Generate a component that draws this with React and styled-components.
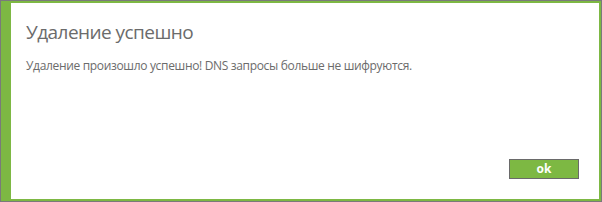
import React from "react";
import styled, { createGlobalStyle } from "styled-components";

const Global = createGlobalStyle`
  html, body { margin: 0; padding: 0; background: #fff; }
  body { font-family: "Open Sans", "Noto Sans", sans-serif; }
`;

const Frame = styled.div`
  box-sizing: border-box;
  width: 602px;
  height: 202px;
  border: 1px solid #7a7a7a;
  background: #7db843;
  padding: 2px 2px 2px 10px;
  display: flex;
`;

const Panel = styled.div`
  flex: 1;
  background: #fff;
  display: flex;
  flex-direction: column;
  padding: 16px 20px 20px 15px;
`;

const Title = styled.h1`
  margin: 0;
  font-family: "Open Sans", sans-serif;
  font-weight: 400;
  font-size: 19px;
  letter-spacing: -0.55px;
  line-height: 27px;
  color: #6b6b6b;
`;

const Message = styled.p`
  margin: 12px 0 0;
  font-family: "Open Sans", sans-serif;
  font-size: 12px;
  letter-spacing: -0.33px;
  line-height: 16px;
  color: #6b6b6b;
`;

const Footer = styled.div`
  margin-top: auto;
  display: flex;
  justify-content: flex-end;
`;

const Button = styled.button`
  box-sizing: border-box;
  width: 70px;
  height: 20px;
  border: 1px solid #6a6a6a;
  background: #7db843;
  color: #fff;
  font-family: "Open Sans", sans-serif;
  font-weight: 700;
  font-size: 12px;
  line-height: 16px;
  padding: 0;
  cursor: pointer;
`;

export default function App() {
  return (
    <>
      <Global />
      <Frame>
        <Panel>
          <Title>Удаление успешно</Title>
          <Message>
            Удаление произошло успешно! DNS запросы больше не шифруются.
          </Message>
          <Footer>
            <Button>ok</Button>
          </Footer>
        </Panel>
      </Frame>
    </>
  );
}
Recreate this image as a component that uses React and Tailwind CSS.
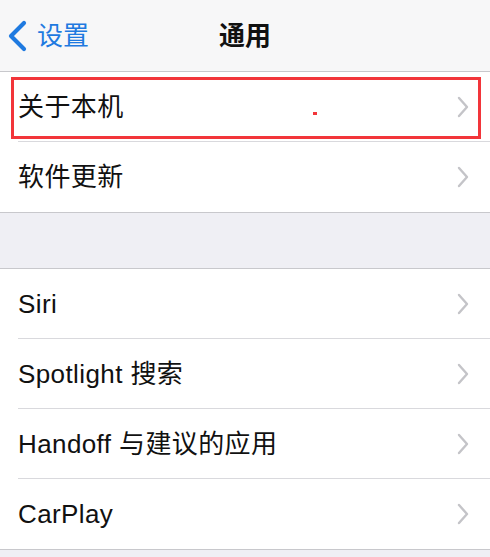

_ _ _ _ _

Brief: Write out every line of the listing that holds the word "components".

Response for this exercise:
Generate a component that draws this with React and styled-components.
import styled, { createGlobalStyle } from "styled-components";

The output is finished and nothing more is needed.